Alla prima domanda la risposta è sì. Alla seconda domanda, la risposta è che la tempistica è rilevante, ma alla fine tutti dovranno attuare questo aumento. Ciò che è veramente cruciale non è quando applicarlo, ma come applicarlo, cioè su quali prodotti e in che modo: su quali referenze si possono ipotizzare aumenti maggiori perché hanno elasticità minori, ed al contrario, su quali referenze occorre contenere un po’ di più l’aumento del prezzo perché molto elastiche?

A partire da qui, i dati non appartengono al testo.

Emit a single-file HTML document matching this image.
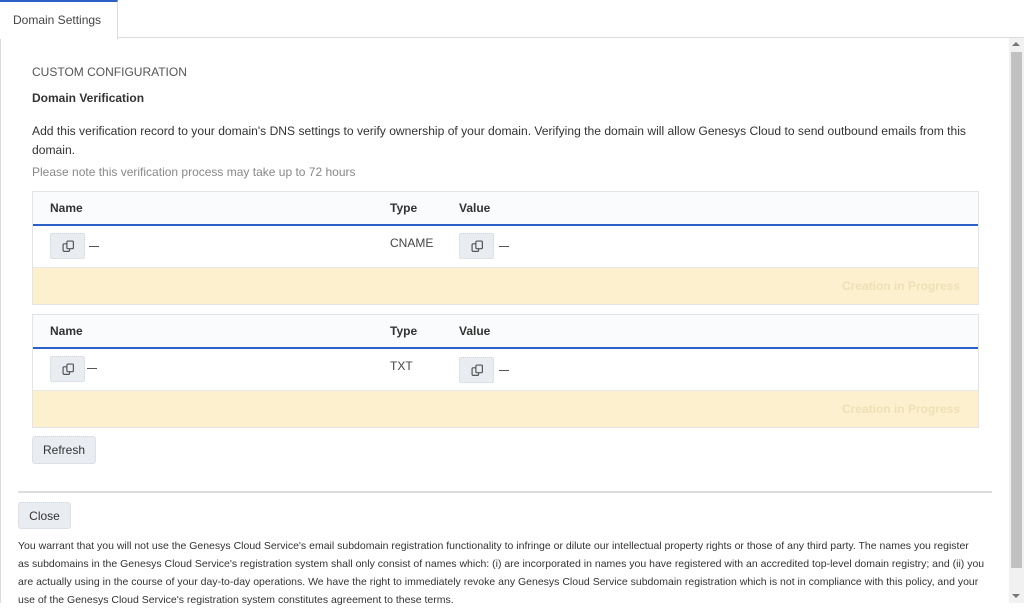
<!DOCTYPE html>
<html><head><meta charset="utf-8"><style>
*{box-sizing:border-box;margin:0;padding:0}
body{width:1024px;height:603px;overflow:hidden;background:#fff;font-family:"Liberation Sans",sans-serif;color:#333;position:relative}
.abs{position:absolute}
.tab{left:0;top:0;width:118px;height:39px;border-top:2px solid #2a60c8;border-right:1px solid #d8dbe0;background:#fff;font-size:12px;color:#444;padding:11px 0 0 13px;z-index:2}
.topline{left:117px;top:37px;width:907px;height:1px;background:#d8dbe0}
.leftline{left:0;top:38px;width:1px;height:565px;background:#d8dbe0}
.sb{left:1009px;top:38px;width:15px;height:565px;background:#f1f1f1}
.thumb{left:1011px;top:52px;width:11px;height:516px;background:#c1c1c1}
.t{font-size:12px}
.tbl{left:32px;width:947px;border:1px solid #e2e4e8}
.hd{height:34px;background:#fafbfc;border-bottom:2px solid #2a60c8;position:relative;font-weight:bold;font-size:12px;color:#333}
.row{height:41px;position:relative;background:#fff}
.yel{height:37px;background:#fdf0cf;border-top:1px solid #e8e8e8;position:relative}
.yel span{position:absolute;right:18px;top:11px;font-size:12px;font-weight:bold;color:#ede1b4}
.cp{position:absolute;width:35px;height:26px;background:#e9ecf1;border:1px dotted #d0d5dd;border-radius:2px}
.cp svg{position:absolute;left:11px;top:6px}
.dash{position:absolute;width:10px;height:1px;background:#555}
.btn{background:#e9ecf1;border:1px dotted #d0d5dd;border-radius:3px;font-size:12px;color:#333;text-align:center}
.nw{white-space:nowrap}
</style></head><body>
<div class="abs tab">Domain Settings</div>
<div class="abs topline"></div>
<div class="abs leftline"></div>
<div class="abs sb"></div>
<div class="abs thumb"></div>
<div class="abs" style="left:1012px;top:42px;width:0;height:0;border-left:4px solid transparent;border-right:4px solid transparent;border-bottom:4px solid #777"></div>
<div class="abs" style="left:1012px;top:594px;width:0;height:0;border-left:4px solid transparent;border-right:4px solid transparent;border-top:4px solid #777"></div>

<div class="abs t" style="left:32px;top:65px;color:#555">CUSTOM CONFIGURATION</div>
<div class="abs t" style="left:32px;top:91px;font-weight:bold;color:#333">Domain Verification</div>
<div class="abs nw" style="left:32px;top:122px;font-size:12.1px;line-height:19px;color:#333">Add this verification record to your domain's DNS settings to verify ownership of your domain. Verifying the domain will allow Genesys Cloud to send outbound emails from this<br>domain.</div>
<div class="abs t" style="left:32px;top:165px;color:#888">Please note this verification process may take up to 72 hours</div>

<div class="abs tbl" style="top:191px">
 <div class="hd"><span class="abs" style="left:17px;top:9px">Name</span><span class="abs" style="left:357px;top:9px">Type</span><span class="abs" style="left:426px;top:9px">Value</span></div>
 <div class="row">
  <div class="cp" style="left:17px;top:7px"><svg width="13" height="13" viewBox="0 0 12 12" fill="none" stroke="#555" stroke-width="1.1"><rect x="1" y="3.5" width="6" height="7" rx="1"/><rect x="4.5" y="1" width="6" height="7" rx="1" fill="#e9ecf1"/></svg></div>
  <div class="dash" style="left:56px;top:20px"></div>
  <span class="abs t" style="left:357px;top:10px;color:#444">CNAME</span>
  <div class="cp" style="left:426px;top:7px"><svg width="13" height="13" viewBox="0 0 12 12" fill="none" stroke="#555" stroke-width="1.1"><rect x="1" y="3.5" width="6" height="7" rx="1"/><rect x="4.5" y="1" width="6" height="7" rx="1" fill="#e9ecf1"/></svg></div>
  <div class="dash" style="left:466px;top:20px"></div>
 </div>
 <div class="yel"><span>Creation in Progress</span></div>
</div>

<div class="abs tbl" style="top:314px">
 <div class="hd"><span class="abs" style="left:17px;top:9px">Name</span><span class="abs" style="left:357px;top:9px">Type</span><span class="abs" style="left:426px;top:9px">Value</span></div>
 <div class="row">
  <div class="cp" style="left:17px;top:7px"><svg width="13" height="13" viewBox="0 0 12 12" fill="none" stroke="#555" stroke-width="1.1"><rect x="1" y="3.5" width="6" height="7" rx="1"/><rect x="4.5" y="1" width="6" height="7" rx="1" fill="#e9ecf1"/></svg></div>
  <div class="dash" style="left:54px;top:19px"></div>
  <span class="abs t" style="left:357px;top:10px;color:#444">TXT</span>
  <div class="cp" style="left:426px;top:8px"><svg width="13" height="13" viewBox="0 0 12 12" fill="none" stroke="#555" stroke-width="1.1"><rect x="1" y="3.5" width="6" height="7" rx="1"/><rect x="4.5" y="1" width="6" height="7" rx="1" fill="#e9ecf1"/></svg></div>
  <div class="dash" style="left:466px;top:21px"></div>
 </div>
 <div class="yel"><span>Creation in Progress</span></div>
</div>

<div class="abs btn" style="left:32px;top:436px;width:64px;height:28px;line-height:27px">Refresh</div>
<div class="abs" style="left:18px;top:491px;width:974px;height:2px;background:#ddd"></div>
<div class="abs btn" style="left:18px;top:502px;width:53px;height:27px;line-height:26px">Close</div>
<div class="abs nw" style="left:18px;top:537px;font-size:10.5px;line-height:18px;color:#333">You warrant that you will not use the Genesys Cloud Service's email subdomain registration functionality to infringe or dilute our intellectual property rights or those of any third party. The names you register<br>as subdomains in the Genesys Cloud Service's registration system shall only consist of names which: (i) are incorporated in names you have registered with an accredited top-level domain registry; and (ii) you<br>are actually using in the course of your day-to-day operations. We have the right to immediately revoke any Genesys Cloud Service subdomain registration which is not in compliance with this policy, and your<br>use of the Genesys Cloud Service's registration system constitutes agreement to these terms.</div>
</body></html>
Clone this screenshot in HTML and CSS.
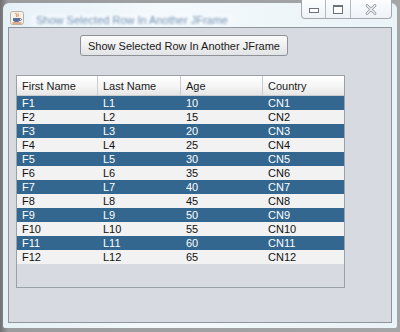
FILE: index.html
```html
<!DOCTYPE html>
<html lang="en">
<head>
    <meta charset="UTF-8">
    <title>Show Selected Row In Another JFrame</title>
    <link rel="stylesheet" href="styles.css">
</head>
<body>
    <div class="window">
        <!-- Barra de titulo -->
        <div class="titlebar">
            <svg class="app-icon" width="14" height="14" viewBox="0 0 14 14">
                <rect x="0.5" y="0.5" width="13" height="13" rx="2" fill="#f4f1ea" stroke="#b9b2a4"/>
                <path d="M6 2 C5 3.5 8 4 6.5 6 M8 2.5 C7.2 3.6 9.5 4 8.2 5.6" stroke="#e07a36" stroke-width="1" fill="none"/>
                <path d="M3 7 H10 V9 C10 10.5 8.5 11 6.5 11 C4.5 11 3 10.5 3 9 Z" fill="#5a6f9a"/>
                <path d="M10 7.5 C12 7.5 12 9.5 10 9.5" stroke="#5a6f9a" stroke-width="1" fill="none"/>
                <rect x="2.5" y="11.5" width="9" height="1" fill="#d0692a"/>
            </svg>
            <span class="title-text">Show Selected Row In Another JFrame</span>
            <div class="caption-buttons">
                <div class="cap-btn min"><span class="min-icon"></span></div>
                <div class="cap-btn max"><span class="max-icon"></span></div>
                <div class="cap-btn close">
                    <svg width="12" height="11" viewBox="0 0 12 11">
                        <path d="M2 1.5 L10 9.5 M10 1.5 L2 9.5" stroke="#8a8f96" stroke-width="2.6" stroke-linecap="round"/>
                        <path d="M2 1.5 L10 9.5 M10 1.5 L2 9.5" stroke="#f5f6f8" stroke-width="1.2" stroke-linecap="round"/>
                    </svg>
                </div>
            </div>
        </div>

        <!-- Contenido -->
        <div class="content">
            <div class="button-row">
                <button class="btn">Show Selected Row In Another JFrame</button>
            </div>

            <div class="table-pane">
                <div class="grid header">
                    <div class="th">First Name</div>
                    <div class="th">Last Name</div>
                    <div class="th">Age</div>
                    <div class="th">Country</div>
                </div>
                <div id="rows"></div>
            </div>
        </div>
    </div>

    <script>
        // Datos de la tabla
        const rowsEl = document.getElementById('rows');
        for (let i = 1; i <= 12; i++) {
            const row = document.createElement('div');
            row.className = 'grid row' + (i % 2 === 1 ? ' selected' : '');
            const cells = ['F' + i, 'L' + i, String(5 + i * 5), 'CN' + i];
            cells.forEach((text) => {
                const cell = document.createElement('div');
                cell.className = 'td';
                cell.textContent = text;
                row.appendChild(cell);
            });
            rowsEl.appendChild(row);
        }
    </script>
</body>
</html>
```

FILE: styles.css
```css
:root {
    --panel-bg: #d7dae0;
    --selection: #33678f;
    --row-bg: #f2f2f2;
    --border: #9aa0a8;
}

body {
    margin: 0;
    width: 400px;
    height: 332px;
    background: linear-gradient(90deg, #6f7173 0%, #9a9c9e 2%, #a3a5a7 100%);
    font-family: "Liberation Sans", Arial, sans-serif;
    font-size: 11px;
    overflow: hidden;
}

/* Ventana principal */
.window {
    margin: 3px 0 0 3px;
    width: 394px;
    height: 325px;
    box-sizing: border-box;
    padding: 0 5px 5px 5px;
    background: linear-gradient(90deg, #e6f1f7 0%, #f4f9fc 40%, #eaf3f8 100%);
    border-radius: 6px 6px 2px 2px;
    display: flex;
    flex-direction: column;
}

.titlebar {
    height: 24px;
    display: flex;
    align-items: flex-start;
    position: relative;
}

.app-icon {
    margin: 8px 0 0 2px;
}

.title-text {
    margin: 11px 0 0 8px;
    padding: 0 4px;
    color: #4d6f98;
    font-size: 11px;
    filter: blur(1.3px);
    opacity: 0.75;
    background: #f6fbff;
}

.caption-buttons {
    position: absolute;
    right: 0;
    top: -3px;
    display: flex;
    height: 18px;
    border: 1px solid #a4a8ae;
    border-top: none;
    border-radius: 0 0 4px 4px;
    background: linear-gradient(#fbfdfe, #eef3f7);
}

.cap-btn {
    display: flex;
    align-items: center;
    justify-content: center;
    border-left: 1px solid #b4b8bd;
}

.cap-btn.min {
    width: 23px;
    border-left: none;
}

.cap-btn.max {
    width: 24px;
}

.cap-btn.close {
    width: 40px;
}

.min-icon {
    width: 8px;
    height: 3px;
    border: 1px solid #6c7178;
    background: #fff;
    margin-top: 3px;
}

.max-icon {
    width: 8px;
    height: 6px;
    border: 1px solid #6c7178;
    border-top-width: 2px;
    background: #fff;
}

/* Panel de contenido */
.content {
    flex: 1;
    background: var(--panel-bg);
    border: 1px solid #8e959d;
    padding: 7px 0 0 7px;
}

.button-row {
    padding-left: 64px;
}

.btn {
    width: 208px;
    height: 21px;
    padding: 0;
    font-family: "Liberation Sans", Arial, sans-serif;
    font-size: 11px;
    color: #1a1a1a;
    background: linear-gradient(#fbfbfb 0%, #f0f0f0 50%, #e2e3e5 100%);
    border: 1px solid #8e9298;
    border-radius: 3px;
}

/* Tabla */
.table-pane {
    margin-top: 19px;
    width: 329px;
    height: 213px;
    box-sizing: border-box;
    border: 1px solid var(--border);
}

.grid {
    display: grid;
    grid-template-columns: 81px 83px 82px 1fr;
}

.header {
    height: 19px;
    background: linear-gradient(#ffffff 0%, #f5f5f5 55%, #e6e6e6 100%);
    border-bottom: 1px solid #c8cacd;
}

.th {
    padding: 4px 0 0 5px;
    border-right: 1px solid #c9cbce;
    color: #1a1a1a;
}

.th:last-child {
    border-right: none;
}

.row {
    height: 14px;
    background: var(--row-bg);
    color: #111;
}

.row.selected {
    background: var(--selection);
    color: #fff;
}

.td {
    padding: 1px 0 0 5px;
    line-height: 13px;
}
```
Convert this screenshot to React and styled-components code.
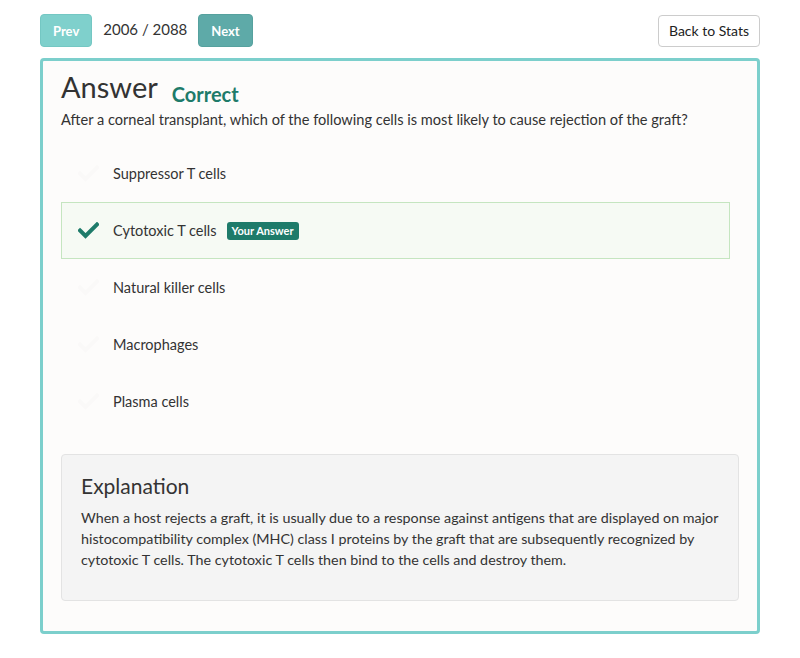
import React from 'react'
import styled, { createGlobalStyle } from 'styled-components'

const GlobalStyle = createGlobalStyle`
	body {
		margin: 0;
		background: #ffffff;
		font-family: Lato, "Open Sans", sans-serif;
		color: #333333;
	}
`

const Page = styled.div`
	padding: 14px 40px 24px 40px;
`
const Toolbar = styled.div`
	display: flex;
	align-items: center;
	height: 33px;
	margin-bottom: 11px;
`
const NavButton = styled.button`
	height: 33px;
	padding: 0 12px;
	border: 1px solid ${p => p.$light ? '#74c7c3' : '#56a19e'};
	border-radius: 4px;
	background: ${p => p.$light ? '#7fd0cc' : '#5eaaa8'};
	color: #ffffff;
	font-family: inherit;
	font-weight: 700;
	font-size: 13px;
	cursor: pointer;
`
const Counter = styled.span`
	font-size: 15px;
	margin: 0 11px;
	color: #333;
	position: relative;
	top: -2px;
`
const BackButton = styled.button`
	margin-left: auto;
	height: 32px;
	padding: 0 10px;
	border: 1px solid #cccccc;
	border-radius: 4px;
	background: #ffffff;
	color: #222;
	font-family: inherit;
	font-size: 14px;
`
const Card = styled.div`
	border: 3px solid #7ccfcc;
	border-radius: 4px;
	background: #fdfcfb;
	padding: 7px 18px 30px 18px;
`
const TitleRow = styled.div`
	display: flex;
	align-items: baseline;
`
const Title = styled.h1`
	margin: 0;
	font-size: 29px;
	font-weight: 400;
	color: #333;
	line-height: 38px;
`
const Status = styled.span`
	margin-left: 14px;
	font-size: 20px;
	font-weight: 700;
	color: #1e7b6a;
	position: relative;
	top: 4px;
`
const Question = styled.p`
	margin: 4px 0 15px 0;
	font-size: 14.6px;
	line-height: 20px;
`
const Options = styled.div`
	display: flex;
	flex-direction: column;
	margin-right: 9px;
	margin-bottom: 24px;
`
const Option = styled.div`
	display: flex;
	align-items: center;
	height: 57px;
	box-sizing: border-box;
	padding-left: 16px;
	border: 1px solid ${p => p.$picked ? '#c5e5c0' : 'transparent'};
	background: ${p => p.$picked ? '#f6faf4' : 'transparent'};
	font-size: 14.5px;
	color: #333;
`
const Check = styled.span`
	display: flex;
	width: 35px;
	color: ${p => p.$picked ? '#1e7b6a' : '#faf9f8'};
`
const Badge = styled.span`
	margin-left: 10px;
	padding: 3px 5px;
	border-radius: 3px;
	background: #1e7b6a;
	color: #ffffff;
	font-size: 11px;
	font-weight: 700;
	line-height: 12px;
`
const Explanation = styled.div`
	background: #f4f4f4;
	border: 1px solid #e3e3e3;
	border-radius: 4px;
	padding: 17px 19px 30px 19px;
`
const ExplTitle = styled.h2`
	margin: 0 0 7px 0;
	font-size: 21px;
	font-weight: 400;
	line-height: 28px;
	color: #333;
`
const ExplText = styled.p`
	margin: 0;
	font-size: 14.3px;
	line-height: 21px;
	color: #333;
`

const CheckIcon = () => (
	<svg width="21" height="17" viewBox="0 0 21 17">
		<path d="M2 8.5 L7.5 14 L19 2.5" fill="none" stroke="currentColor" strokeWidth="4" strokeLinecap="square" />
	</svg>
)

const answers = [
	'Suppressor T cells',
	'Cytotoxic T cells',
	'Natural killer cells',
	'Macrophages',
	'Plasma cells',
]
const picked = 1

const App = () => {
	return <Page>
		<GlobalStyle />
		<Toolbar>
			<NavButton $light>Prev</NavButton>
			<Counter>2006 / 2088</Counter>
			<NavButton>Next</NavButton>
			<BackButton>Back to Stats</BackButton>
		</Toolbar>
		<Card>
			<TitleRow>
				<Title>Answer</Title>
				<Status>Correct</Status>
			</TitleRow>
			<Question>After a corneal transplant, which of the following cells is most likely to cause rejection of the graft?</Question>
			<Options>
				{answers.map((a, i) => <Option key={i} $picked={i === picked}>
					<Check $picked={i === picked}><CheckIcon /></Check>
					{a}
					{i === picked && <Badge>Your Answer</Badge>}
				</Option>)}
			</Options>
			<Explanation>
				<ExplTitle>Explanation</ExplTitle>
				<ExplText>
					When a host rejects a graft, it is usually due to a response against antigens that are displayed on major histocompatibility complex (MHC) class I proteins by the graft that are subsequently recognized by cytotoxic T cells. The cytotoxic T cells then bind to the cells and destroy them.
				</ExplText>
			</Explanation>
		</Card>
	</Page>
}

export default App
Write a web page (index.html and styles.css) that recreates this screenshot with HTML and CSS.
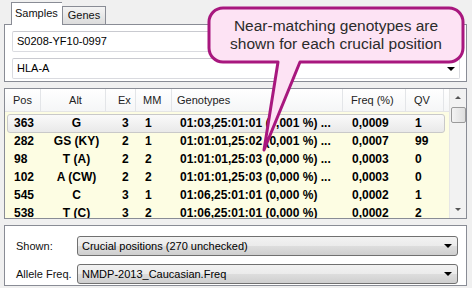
FILE: index.html
```html
<!DOCTYPE html>
<html lang="en">

<head>
  <meta charset="UTF-8" />
  <title>Crucial positions</title>
  <link rel="stylesheet" href="styles.css">
</head>

<body>
  <div class="window">
    <div class="tabs">
      <div class="tab active">Samples</div>
      <div class="tab">Genes</div>
    </div>
    <div class="panel top-panel">
      <div class="textbox">S0208-YF10-0997</div>
      <div class="textbox combo">HLA-A<span class="arrow"></span></div>
    </div>

    <div class="panel grid-panel">
      <div class="grid">
        <div class="grid-head cols">
          <div class="hc">Pos</div>
          <div class="hc center">Alt</div>
          <div class="hc pad-ex">Ex</div>
          <div class="hc">MM</div>
          <div class="hc">Genotypes</div>
          <div class="hc">Freq (%)</div>
          <div class="hc">QV</div>
        </div>
        <div class="grid-body">
          <div class="row cols selected">
            <div class="c">363</div><div class="c center">G</div><div class="c pad-ex">3</div><div class="c">1</div>
            <div class="c">01:03,25:01:01 (0,001 %) ...</div><div class="c">0,0009</div><div class="c">1</div>
          </div>
          <div class="row cols">
            <div class="c">282</div><div class="c center">GS (KY)</div><div class="c pad-ex">2</div><div class="c">1</div>
            <div class="c">01:01:01,25:02 (0,001 %) ...</div><div class="c">0,0007</div><div class="c">99</div>
          </div>
          <div class="row cols">
            <div class="c">98</div><div class="c center">T (A)</div><div class="c pad-ex">2</div><div class="c">2</div>
            <div class="c">01:01:01,25:03 (0,000 %) ...</div><div class="c">0,0003</div><div class="c">0</div>
          </div>
          <div class="row cols">
            <div class="c">102</div><div class="c center">A (CW)</div><div class="c pad-ex">2</div><div class="c">2</div>
            <div class="c">01:01:01,25:03 (0,000 %) ...</div><div class="c">0,0003</div><div class="c">0</div>
          </div>
          <div class="row cols">
            <div class="c">545</div><div class="c center">C</div><div class="c pad-ex">3</div><div class="c">1</div>
            <div class="c">01:06,25:01:01 (0,000 %)</div><div class="c">0,0002</div><div class="c">1</div>
          </div>
          <div class="row cols">
            <div class="c">538</div><div class="c center">T (C)</div><div class="c pad-ex">3</div><div class="c">2</div>
            <div class="c">01:06,25:01:01 (0,000 %)</div><div class="c">0,0002</div><div class="c">2</div>
          </div>
        </div>
      </div>
      <div class="scrollbar">
        <span class="sb-up"></span>
        <span class="sb-thumb"></span>
        <span class="sb-down"></span>
      </div>
    </div>

    <div class="panel bottom-panel">
      <div class="field">
        <span class="field-label">Shown:</span>
        <div class="dropdown">Crucial positions (270 unchecked)<span class="arrow"></span></div>
      </div>
      <div class="field">
        <span class="field-label">Allele Freq.</span>
        <div class="dropdown">NMDP-2013_Caucasian.Freq<span class="arrow"></span></div>
      </div>
    </div>
  </div>

  <!-- callout over the window -->
  <div class="callout">
    <svg class="callout-shape" width="472" height="288" viewBox="0 0 472 288">
      <path d="M223 8 H449 A14 14 0 0 1 463 22 V48 A14 14 0 0 1 449 62 H300 L264 150 L278 62 H223 A14 14 0 0 1 209 48 V22 A14 14 0 0 1 223 8 Z"
        fill="#fde3f4" stroke="#a8177e" stroke-width="3" stroke-linejoin="round" />
    </svg>
    <div class="callout-text">Near-matching genotypes are<br>shown for each crucial position</div>
  </div>
</body>

</html>
```

FILE: styles.css
```css
html,
body {
  margin: 0;
  height: 100%;
  overflow: hidden;
}

body {
  background-color: #f0f0f0;
  font-family: "Liberation Sans", Arial, sans-serif;
  font-size: 11px;
  color: #000;
}

.window {
  padding: 0 5px 0 4px;
}

.tabs {
  display: flex;
  align-items: flex-end;
  height: 24px;
  padding-left: 7px;
}

.tab {
  height: 17px;
  line-height: 17px;
  padding: 0 5px;
  border: 1px solid #898c95;
  border-bottom: none;
  background: linear-gradient(#f4f4f4, #dcdcdc);
  color: #111;
}

.tab.active {
  position: relative;
  z-index: 1;
  height: 22px;
  line-height: 20px;
  margin-bottom: -1px;
  padding: 0 4px 0 3px;
  background: #fff;
  border-right: none;
}

.panel {
  border: 1px solid #898c95;
  background: #fff;
}

.top-panel {
  padding: 6px 6px 2px 7px;
}

.textbox {
  box-sizing: border-box;
  height: 21px;
  line-height: 19px;
  padding: 0 4px;
  border: 1px solid #dadbe0;
  border-top-color: #c9cad0;
  border-radius: 2px;
}

.combo {
  margin-top: 6px;
  display: flex;
  justify-content: space-between;
  align-items: center;
  padding-right: 4px;
}

.arrow {
  width: 0;
  height: 0;
  border-left: 4px solid transparent;
  border-right: 4px solid transparent;
  border-top: 4px solid #000;
}

/* grid */
.grid-panel {
  margin-top: 6px;
  display: flex;
  height: 129px;
  overflow: hidden;
}

.grid {
  flex: 1;
  background: #fdfde3;
}

.cols {
  display: grid;
  grid-template-columns: 36px 65px 30px 36px 171px 63px 38px;
}

.grid-head {
  height: 22px;
  background: linear-gradient(#ffffff, #f5f6f7);
  border-bottom: 1px solid #e5e5e5;
  color: #222;
}

.hc {
  line-height: 22px;
  padding-left: 8px;
  border-right: 1px solid #e3e5e8;
  white-space: nowrap;
}

.hc:nth-child(2) {
  padding-left: 5px;
}

.hc:nth-child(4) {
  padding-left: 7px;
}

.hc:nth-child(5) {
  padding-left: 5px;
}

.center {
  text-align: center;
  padding-left: 0;
}

.pad-ex {
  padding-left: 12px;
}

.grid-body {
  padding-top: 2px;
}

.row {
  height: 17px;
  line-height: 17px;
  margin-left: 2px;
  width: 436px;
  border: 1px solid transparent;
  margin-top: -1px;
  font-weight: bold;
  font-size: 12px;
}

.row:first-child {
  margin-top: 0;
}

.row.selected {
  border-color: #c9c9c9;
  border-radius: 3px;
  background: linear-gradient(#fafafa, #e9e9e9);
}

.row .c {
  padding-left: 6px;
  white-space: nowrap;
}

.row .c:nth-child(2) {
  padding-left: 0;
}

.row .c:nth-child(3) {
  padding-left: 13px;
}

.row .c:nth-child(5) {
  padding-left: 5px;
}

/* scrollbar */
.scrollbar {
  width: 16px;
  background: #f2f2f2;
  border-left: 1px solid #e6e6e6;
  display: flex;
  flex-direction: column;
  align-items: center;
}

.sb-up,
.sb-down {
  width: 0;
  height: 0;
  border-left: 3px solid transparent;
  border-right: 3px solid transparent;
}

.sb-up {
  margin-top: 7px;
  border-bottom: 3px solid #555;
}

.sb-down {
  margin-top: auto;
  margin-bottom: 7px;
  border-top: 3px solid #555;
}

.sb-thumb {
  box-sizing: border-box;
  width: 15px;
  height: 16px;
  margin-top: 8px;
  border: 1px solid #9a9a9a;
  border-radius: 2px;
  background: linear-gradient(90deg, #f3f3f3, #dedede);
}

/* bottom panel */
.bottom-panel {
  margin-top: 6px;
  padding: 10px 8px 1px 11px;
}

.field {
  display: flex;
  align-items: center;
  margin-bottom: 8px;
}

.field:last-child {
  margin-bottom: 0;
}

.field-label {
  width: 61px;
  color: #111;
}

.dropdown {
  box-sizing: border-box;
  flex: 1;
  height: 20px;
  display: flex;
  justify-content: space-between;
  align-items: center;
  padding: 0 5px 0 4px;
  border: 1px solid #707070;
  border-radius: 3px;
  background: linear-gradient(#f2f2f2 0%, #ebebeb 50%, #dddddd 51%, #cfcfcf 100%);
}

/* callout */
.callout {
  position: absolute;
  left: 0;
  top: 0;
  width: 472px;
  height: 288px;
  pointer-events: none;
}

.callout-shape {
  position: absolute;
  left: 0;
  top: 0;
}

.callout-text {
  position: absolute;
  left: 209px;
  top: 8px;
  width: 254px;
  height: 54px;
  display: flex;
  align-items: center;
  justify-content: center;
  text-align: center;
  font-size: 15.5px;
  line-height: 18px;
  color: #2b2b2b;
}
```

Ecco gli step per definire una corretta strategia di prezzo:
- Identificare l’elasticità al prezzo dell’intero assortimento. La chiave è la definizione dei movimenti di prezzo in base alla sensibilità di ogni articolo, aumentando gli articoli meno elastici e diminuendo quelli più elastici.
- Definire il gap di prezzo ideale per gli articoli, per il quale è fondamentale identificare l’elasticità incrociata dei prezzi tra il proprio portafoglio e quello dei concorrenti.
- Infine, simulare l’impatto dell’aggiustamento dei prezzi, convalidando il potenziale della strategia prima di eseguirla sul mercato, anticipando le reazioni dei competitor.
“Contrariamente a quanto si potrebbe pensare, la pandemia Covid-19 ha modificato la sensibilità ai prezzi per alcune categorie. Di conseguenza, la base per applicare gli aumenti di prezzo è diversa per ogni categoria. Il processo dovrebbe iniziare misurando i rischi e le opportunità che il cambiamento di prezzo avrà sull’intero assortimento, per poi identificare il prezzo che permetterà di raggiungere gli obiettivi proposti. Senza dimenticare che qualsiasi aumento di prezzo dovrebbe essere combinato con azioni di rivalutazione (come l’innovazione o la comunicazione, per esempio) e altre azioni compensative come le promozioni. In questo nuovo ambiente, industria e distribuzione dovranno agire con profondità di analisi, agilità e adattabilità”, afferma Andrea Succi, NielsenIQ Advanced Analytics Director Italy.